Consider a 2,200 square foot net-zero ready home in Climate Zone 10, Sacramento. The design features R-21 walls, R-38 ceilings, triple-pane windows, and a tight envelope tested at 2.5 ACH50. Using the calculator above, the heating load might be around 28,000 Btuh at a 33°F design temperature. A variable-speed heat pump with a nominal capacity of 30,000 Btuh meets this load, providing a small buffer for cold mornings. By contrast, a code-minimum home with leaky construction could exceed 40,000 Btuh, demanding a larger system that costs more to install and operate.

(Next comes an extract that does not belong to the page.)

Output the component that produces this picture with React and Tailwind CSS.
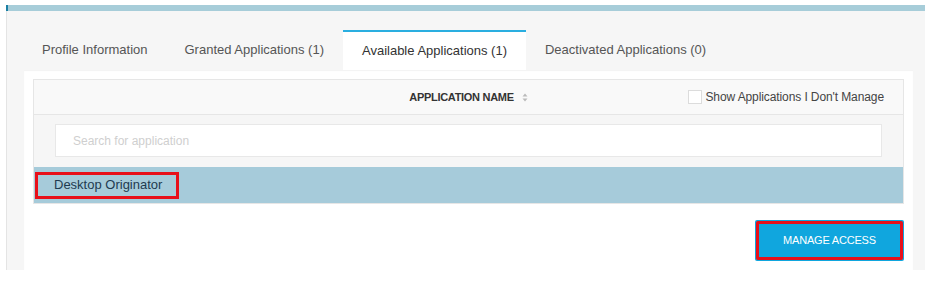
export default function App() {
  const font = { fontFamily: '"Liberation Sans", Arial, sans-serif' };
  return (
    <div className="w-[936px] h-[293px] bg-white pt-[5px] pl-[6px]" style={font}>
      <div className="w-[919px] flex flex-col">
        <div className="h-[6px] bg-[#a7cdd9] flex">
          <div className="w-[2px] h-full bg-[#1a7fa3]" />
        </div>
        <div className="h-[259px] bg-[#f6f6f6] border-l border-[#e4e4e4] pt-[19px] pl-[17px] pr-[12px] flex flex-col">
          <div className="h-[40px] flex text-[13px] text-[#555]">
            <div className="px-[18px] flex items-center">Profile Information</div>
            <div className="px-[19px] flex items-center">Granted Applications (1)</div>
            <div className="px-[19px] flex items-center bg-white border-t-2 border-[#2aaee0] text-[#333]">Available Applications (1)</div>
            <div className="px-[19px] flex items-center">Deactivated Applications (0)</div>
          </div>
          <div className="flex-1 bg-white pt-[9px] px-[9px] flex flex-col shadow-[inset_0_1px_1px_rgba(0,0,0,0.05)]">
            <div className="border border-[#e6e6e6]">
              <div className="h-[35px] bg-[#f9f9f9] border-b border-[#e6e6e6] relative flex items-center justify-center">
                <span className="text-[11px] font-bold text-[#333] tracking-[-0.3px]">APPLICATION NAME</span>
                <svg width="6" height="9" viewBox="0 0 6 9" className="ml-[8px]">
                  <path d="M3 0.5 L5.5 3.5 H0.5 Z" fill="#bbb" />
                  <path d="M3 8.5 L5.5 5.5 H0.5 Z" fill="#bbb" />
                </svg>
                <div className="absolute right-[19px] top-0 h-full flex items-center">
                  <div className="w-[14px] h-[14px] bg-white border border-[#dcdcdc] mr-[3px]" />
                  <span className="text-[12px] text-[#444] tracking-[-0.1px]">Show Applications I Don't Manage</span>
                </div>
              </div>
              <div className="h-[52px] bg-[#f6f6f6] px-[21px] py-[9px]">
                <div className="h-[33px] bg-white border border-[#e8e8e8] flex items-center pl-[17px] text-[12px] text-[#cfcfcf]">
                  Search for application
                </div>
              </div>
              <div className="h-[36px] bg-[#a6cbda] flex items-center pl-[1px]">
                <div className="h-[27px] w-[144px] border-[3px] border-[#e8101a] flex items-center pl-[16px] text-[13px] text-[#1f3b50]">
                  Desktop Originator
                </div>
              </div>
            </div>
            <div className="flex justify-end mt-[16px]">
              <div className="w-[149px] h-[41px] bg-[#10a6de] rounded-[2px] p-[1px]">
                <div className="w-full h-full border-[3px] border-[#e8101a] rounded-[2px] flex items-center justify-center text-[11px] text-white tracking-[-0.2px]">
                  MANAGE ACCESS
                </div>
              </div>
            </div>
          </div>
        </div>
      </div>
    </div>
  );
}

Another example is a mountain retreat in Climate Zone 16. With a design temperature near 12°F and higher infiltration due to stack effect, the load may surpass 50,000 Btuh even with high R-values. Here, hydronic radiant floors combined with a high-efficiency boiler or cold-climate heat pump can maintain comfort, but backup electric resistance may be necessary. These case studies underscore the interplay between envelope upgrades, climate zone data, and system selection.

Conclusion

California’s drive toward energy efficiency and carbon neutrality relies on precise heating load calculations. Professionals who understand envelope science, climatic nuances, and advanced control strategies can deliver systems that meet Title 24, protect occupants from extreme weather, and minimize operating costs. By using the calculator and methodology outlined here, you gain a head start on creating accurate, defendable load calculations tailored to the state’s diverse regions. For deeper technical standards, consult the California Energy Commission resources and the U.S. Environmental Protection Agency’s building guidelines at epa.gov. Integrating these authoritative references with rigorous field data ensures excellence in every project.